§ **Source material**
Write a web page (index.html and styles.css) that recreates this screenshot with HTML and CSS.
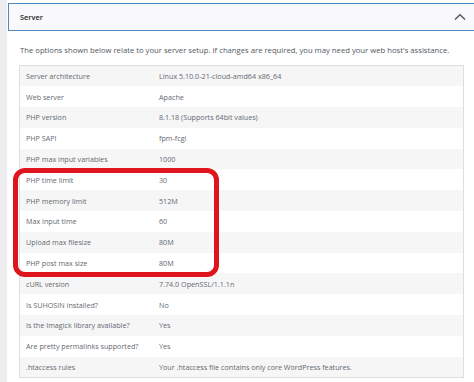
FILE: index.html
```html
<html>
<head>
	<title>Site Health - Info</title>
	<link rel="stylesheet" href="styles.css">
</head>
<body>
	<div class="sidebar"></div>
	<div class="panel">
		<div class="section-head">
			<span class="section-title">Server</span>
			<svg class="chevron" width="12" height="8" viewBox="0 0 12 8">
				<path d="M1 6.5 L6 1.8 L11 6.5" fill="none" stroke="#50575e" stroke-width="1.4"/>
			</svg>
		</div>
		<div class="section-body">
			<p class="intro">The options shown below relate to your server setup. If changes are required, you may need your web host's assistance.</p>
			<table class="info">
				<tr><td class="label">Server architecture</td><td>Linux 5.10.0-21-cloud-amd64 x86_64</td></tr>
				<tr><td class="label">Web server</td><td>Apache</td></tr>
				<tr><td class="label">PHP version</td><td>8.1.18 (Supports 64bit values)</td></tr>
				<tr><td class="label">PHP SAPI</td><td>fpm-fcgi</td></tr>
				<tr><td class="label">PHP max input variables</td><td>1000</td></tr>
				<tr><td class="label">PHP time limit</td><td>30</td></tr>
				<tr><td class="label">PHP memory limit</td><td>512M</td></tr>
				<tr><td class="label">Max input time</td><td>60</td></tr>
				<tr><td class="label">Upload max filesize</td><td>80M</td></tr>
				<tr><td class="label">PHP post max size</td><td>80M</td></tr>
				<tr><td class="label">cURL version</td><td>7.74.0 OpenSSL/1.1.1n</td></tr>
				<tr><td class="label">Is SUHOSIN installed?</td><td>No</td></tr>
				<tr><td class="label">Is the Imagick library available?</td><td>Yes</td></tr>
				<tr><td class="label">Are pretty permalinks supported?</td><td>Yes</td></tr>
				<tr><td class="label">.htaccess rules</td><td>Your .htaccess file contains only core WordPress features.</td></tr>
			</table>
		</div>
		<div class="highlight"></div>
	</div>
</body>
</html>
```

FILE: styles.css
```css
body {
	margin: 0;
	display: flex;
	height: 382px;
	overflow: hidden;
	font-family: "Open Sans", sans-serif;
	font-size: 7.7px;
	color: #50575e;
	background: #fff;
}

.sidebar {
	width: 7px;
	background: #eeeef0;
	flex-shrink: 0;
}

.panel {
	flex: 1;
	position: relative;
	padding-left: 1px;
}

.section-head {
	margin-top: 3px;
	height: 26px;
	display: flex;
	align-items: center;
	justify-content: space-between;
	padding: 0 8px 0 11px;
	border: 1.5px solid #4f88bd;
	border-right: none;
	background: #f9f8fa;
}

.section-title {
	font-weight: 600;
	font-size: 7.4px;
	color: #1d2327;
}

.section-body {
	padding: 0 9px 0 11px;
}

.intro {
	margin: 13px 0 9px 1px;
	line-height: 12px;
	white-space: nowrap;
}

.info {
	width: 445px;
	border-collapse: collapse;
	border: 1px solid #dedee0;
	color: #646970;
	font: inherit;
	font-size: 7.2px;
}

.info td {
	height: 20.8px;
	padding: 0 0 0 6px;
	white-space: nowrap;
}

.info td.label {
	width: 127px;
}

.info tr:nth-child(odd) {
	background: #f6f6f7;
}

.highlight {
	position: absolute;
	left: 6px;
	top: 168px;
	width: 196px;
	height: 99px;
	border: 5px solid #e0141d;
	border-radius: 12px;
}
```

§ **Work instructions**
Show the lines that mention the word "styles".

§ **Written response**
Write a web page (index.html and styles.css) that recreates this screenshot with HTML and CSS.
	<link rel="stylesheet" href="styles.css">
FILE: styles.css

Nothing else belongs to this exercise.